Front-end source files
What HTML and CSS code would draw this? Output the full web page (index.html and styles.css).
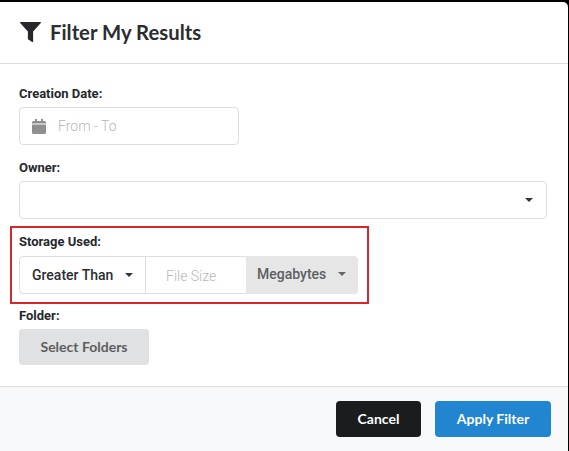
FILE: index.html
```html
<!DOCTYPE html>
<html lang="en">
<head>
<meta charset="UTF-8">
<meta name="viewport" content="width=device-width, initial-scale=1.0">
<title>Filter My Results</title>
<link rel="stylesheet" href="styles.css">
</head>
<body>
<div class="modal">
  <div class="modal-header">
    <svg class="filter-icon" width="21" height="21" viewBox="0 0 20 21" preserveAspectRatio="none"><path d="M0.5 0h19c.5 0 .6.5.3.9L12.5 9.5V19.5c0 .6-.5.8-1 .5L8 17.6c-.3-.2-.5-.5-.5-.9V9.5L.2.9C-.1.5 0 0 .5 0z"/></svg>
    <h1>Filter My Results</h1>
  </div>
  <form class="modal-body">
    <div class="field field-date">
      <label>Creation Date:</label>
      <div class="input date-input">
        <svg width="14" height="15" viewBox="0 0 14 15"><path fill="#8f8f8f" d="M0 5.5h14v8c0 .8-.6 1.5-1.5 1.5h-11C.6 15 0 14.300 0 13.500zM1.500 2H3V0h2v2h4V0h2v2h1.500C13.400 2 14 2.700 14 3.500V4.500H0V3.500C0 2.700.6 2 1.500 2z"/></svg>
        <span class="placeholder">From - To</span>
      </div>
    </div>
    <div class="field field-owner">
      <label>Owner:</label>
      <div class="input owner-select"><span class="caret"></span></div>
    </div>
    <div class="field field-storage">
      <label>Storage Used:</label>
      <div class="input-group">
        <div class="group-select">Greater Than<span class="caret"></span></div>
        <div class="group-size"><span class="placeholder">File Size</span></div>
        <div class="group-unit">Megabytes<span class="caret caret-grey"></span></div>
      </div>
    </div>
    <div class="field field-folder">
      <label>Folder:</label>
      <button type="button" class="btn btn-folders">Select Folders</button>
    </div>
  </form>
  <div class="modal-footer">
    <button type="button" class="btn btn-cancel">Cancel</button>
    <button type="button" class="btn btn-apply">Apply Filter</button>
  </div>
</div>
</body>
</html>
```

FILE: styles.css
```css
html, body {
  height: 100%;
}

body {
  margin: 0;
  padding: 2px 1px 0 0;
  box-sizing: border-box;
  background-color: #000;
  font-family: Roboto, sans-serif;
  overflow: hidden;
}

.modal {
  height: 449px;
  background-color: white;
  border-top-right-radius: 5px;
  display: flex;
  flex-direction: column;
}

.modal-header {
  height: 61px;
  padding: 0 19px 0 20px;
  border-bottom: 1px solid #dedede;
  display: flex;
  align-items: center;
  gap: 9px;
}

.filter-icon {
  fill: #26282b;
  flex: none;
}

h1 {
  margin: -2px 0 0;
  font-family: Lato, sans-serif;
  font-size: 20.3px;
  font-weight: 700;
  color: #2b2d30;
}

.modal-body {
  flex: 1;
  padding: 0 21px 0 19px;
}

label {
  display: block;
  font-size: 13px;
  font-weight: 700;
  line-height: 14px;
  color: #26282b;
  margin-bottom: 6px;
}

.field-date {
  padding-top: 23px;
}

.field-owner {
  padding-top: 16px;
}

.field-storage {
  margin: 7px 178px 0 -9px;
  padding: 7px 9px 8px 7px;
  border: 2px solid #d9262a;
}

.field-storage label {
  margin-bottom: 7px;
}

.field-folder {
  padding-top: 5px;
}

.input {
  height: 38px;
  box-sizing: border-box;
  border: 1px solid #dedede;
  border-radius: 4px;
  display: flex;
  align-items: center;
}

.date-input {
  width: 220px;
  padding-left: 12px;
  gap: 12px;
}

.placeholder {
  font-size: 14px;
  font-weight: 300;
  color: #b8b8b8;
}

.owner-select {
  justify-content: flex-end;
  padding-right: 13px;
}

.caret {
  display: inline-block;
  border-top: 4px solid #333;
  border-left: 4px solid transparent;
  border-right: 4px solid transparent;
}

.caret-grey {
  border-top-color: #666;
}

.input-group {
  display: flex;
  height: 38px;
}

.group-select {
  width: 127px;
  box-sizing: border-box;
  border: 1px solid #dedede;
  border-radius: 4px 0 0 4px;
  padding-left: 12px;
  display: flex;
  align-items: center;
  font-size: 14px;
  font-weight: 500;
  color: #2b2d30;
}

.group-select .caret {
  margin-left: 12px;
}

.group-size {
  width: 100px;
  box-sizing: border-box;
  border-top: 1px solid #dedede;
  border-bottom: 1px solid #dedede;
  padding: 2px 0 0 20px;
  display: flex;
  align-items: center;
}

.group-unit {
  width: 112px;
  box-sizing: border-box;
  background-color: #e6e6e6;
  border-radius: 0 4px 4px 0;
  padding: 0 0 2px 11px;
  display: flex;
  align-items: center;
  font-size: 14px;
  font-weight: 500;
  color: #5c5f63;
}

.group-unit .caret {
  margin-left: 12px;
}

.btn {
  border: none;
  border-radius: 4px;
  font-family: Lato, sans-serif;
  font-size: 14px;
  font-weight: 700;
  height: 36px;
  padding: 0 0 2px;
  cursor: pointer;
}

.btn-folders {
  width: 130px;
  background-color: #e0e1e2;
  color: #5c5e60;
}

.modal-footer {
  height: 65px;
  box-sizing: border-box;
  background-color: #f8f9fb;
  border-top: 1px solid #dedede;
  padding: 14px 17px 0 0;
  display: flex;
  justify-content: flex-end;
  align-items: flex-start;
  gap: 14px;
}

.btn-cancel {
  width: 85px;
  background-color: #1b1c1d;
  color: white;
}

.btn-apply {
  width: 116px;
  background-color: #2185d0;
  color: white;
}
```
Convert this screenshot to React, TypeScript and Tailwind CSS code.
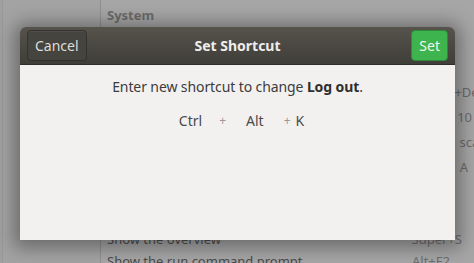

**Task directions**
The records above need to be restated word for word, with the pictures left out.

**Response**
What HTML and CSS code would draw this? Output the full web page (index.html and styles.css).
FILE: index.html
```html
<!DOCTYPE html>
<html lang="en">
<head>
<meta charset="UTF-8">
<meta name="viewport" content="width=device-width, initial-scale=1.0">
<title>Filter My Results</title>
<link rel="stylesheet" href="styles.css">
</head>
<body>
<div class="modal">
  <div class="modal-header">
    <svg class="filter-icon" width="21" height="21" viewBox="0 0 20 21" preserveAspectRatio="none"><path d="M0.5 0h19c.5 0 .6.5.3.9L12.5 9.5V19.5c0 .6-.5.8-1 .5L8 17.6c-.3-.2-.5-.5-.5-.9V9.5L.2.9C-.1.5 0 0 .5 0z"/></svg>
    <h1>Filter My Results</h1>
  </div>
  <form class="modal-body">
    <div class="field field-date">
      <label>Creation Date:</label>
      <div class="input date-input">
        <svg width="14" height="15" viewBox="0 0 14 15"><path fill="#8f8f8f" d="M0 5.5h14v8c0 .8-.6 1.5-1.5 1.5h-11C.6 15 0 14.300 0 13.500zM1.500 2H3V0h2v2h4V0h2v2h1.500C13.400 2 14 2.700 14 3.500V4.500H0V3.500C0 2.700.6 2 1.500 2z"/></svg>
        <span class="placeholder">From - To</span>
      </div>
    </div>
    <div class="field field-owner">
      <label>Owner:</label>
      <div class="input owner-select"><span class="caret"></span></div>
    </div>
    <div class="field field-storage">
      <label>Storage Used:</label>
      <div class="input-group">
        <div class="group-select">Greater Than<span class="caret"></span></div>
        <div class="group-size"><span class="placeholder">File Size</span></div>
        <div class="group-unit">Megabytes<span class="caret caret-grey"></span></div>
      </div>
    </div>
    <div class="field field-folder">
      <label>Folder:</label>
      <button type="button" class="btn btn-folders">Select Folders</button>
    </div>
  </form>
  <div class="modal-footer">
    <button type="button" class="btn btn-cancel">Cancel</button>
    <button type="button" class="btn btn-apply">Apply Filter</button>
  </div>
</div>
</body>
</html>
```

FILE: styles.css
```css
html, body {
  height: 100%;
}

body {
  margin: 0;
  padding: 2px 1px 0 0;
  box-sizing: border-box;
  background-color: #000;
  font-family: Roboto, sans-serif;
  overflow: hidden;
}

.modal {
  height: 449px;
  background-color: white;
  border-top-right-radius: 5px;
  display: flex;
  flex-direction: column;
}

.modal-header {
  height: 61px;
  padding: 0 19px 0 20px;
  border-bottom: 1px solid #dedede;
  display: flex;
  align-items: center;
  gap: 9px;
}

.filter-icon {
  fill: #26282b;
  flex: none;
}

h1 {
  margin: -2px 0 0;
  font-family: Lato, sans-serif;
  font-size: 20.3px;
  font-weight: 700;
  color: #2b2d30;
}

.modal-body {
  flex: 1;
  padding: 0 21px 0 19px;
}

label {
  display: block;
  font-size: 13px;
  font-weight: 700;
  line-height: 14px;
  color: #26282b;
  margin-bottom: 6px;
}

.field-date {
  padding-top: 23px;
}

.field-owner {
  padding-top: 16px;
}

.field-storage {
  margin: 7px 178px 0 -9px;
  padding: 7px 9px 8px 7px;
  border: 2px solid #d9262a;
}

.field-storage label {
  margin-bottom: 7px;
}

.field-folder {
  padding-top: 5px;
}

.input {
  height: 38px;
  box-sizing: border-box;
  border: 1px solid #dedede;
  border-radius: 4px;
  display: flex;
  align-items: center;
}

.date-input {
  width: 220px;
  padding-left: 12px;
  gap: 12px;
}

.placeholder {
  font-size: 14px;
  font-weight: 300;
  color: #b8b8b8;
}

.owner-select {
  justify-content: flex-end;
  padding-right: 13px;
}

.caret {
  display: inline-block;
  border-top: 4px solid #333;
  border-left: 4px solid transparent;
  border-right: 4px solid transparent;
}

.caret-grey {
  border-top-color: #666;
}

.input-group {
  display: flex;
  height: 38px;
}

.group-select {
  width: 127px;
  box-sizing: border-box;
  border: 1px solid #dedede;
  border-radius: 4px 0 0 4px;
  padding-left: 12px;
  display: flex;
  align-items: center;
  font-size: 14px;
  font-weight: 500;
  color: #2b2d30;
}

.group-select .caret {
  margin-left: 12px;
}

.group-size {
  width: 100px;
  box-sizing: border-box;
  border-top: 1px solid #dedede;
  border-bottom: 1px solid #dedede;
  padding: 2px 0 0 20px;
  display: flex;
  align-items: center;
}

.group-unit {
  width: 112px;
  box-sizing: border-box;
  background-color: #e6e6e6;
  border-radius: 0 4px 4px 0;
  padding: 0 0 2px 11px;
  display: flex;
  align-items: center;
  font-size: 14px;
  font-weight: 500;
  color: #5c5f63;
}

.group-unit .caret {
  margin-left: 12px;
}

.btn {
  border: none;
  border-radius: 4px;
  font-family: Lato, sans-serif;
  font-size: 14px;
  font-weight: 700;
  height: 36px;
  padding: 0 0 2px;
  cursor: pointer;
}

.btn-folders {
  width: 130px;
  background-color: #e0e1e2;
  color: #5c5e60;
}

.modal-footer {
  height: 65px;
  box-sizing: border-box;
  background-color: #f8f9fb;
  border-top: 1px solid #dedede;
  padding: 14px 17px 0 0;
  display: flex;
  justify-content: flex-end;
  align-items: flex-start;
  gap: 14px;
}

.btn-cancel {
  width: 85px;
  background-color: #1b1c1d;
  color: white;
}

.btn-apply {
  width: 116px;
  background-color: #2185d0;
  color: white;
}
```
Convert this screenshot to React, TypeScript and Tailwind CSS code.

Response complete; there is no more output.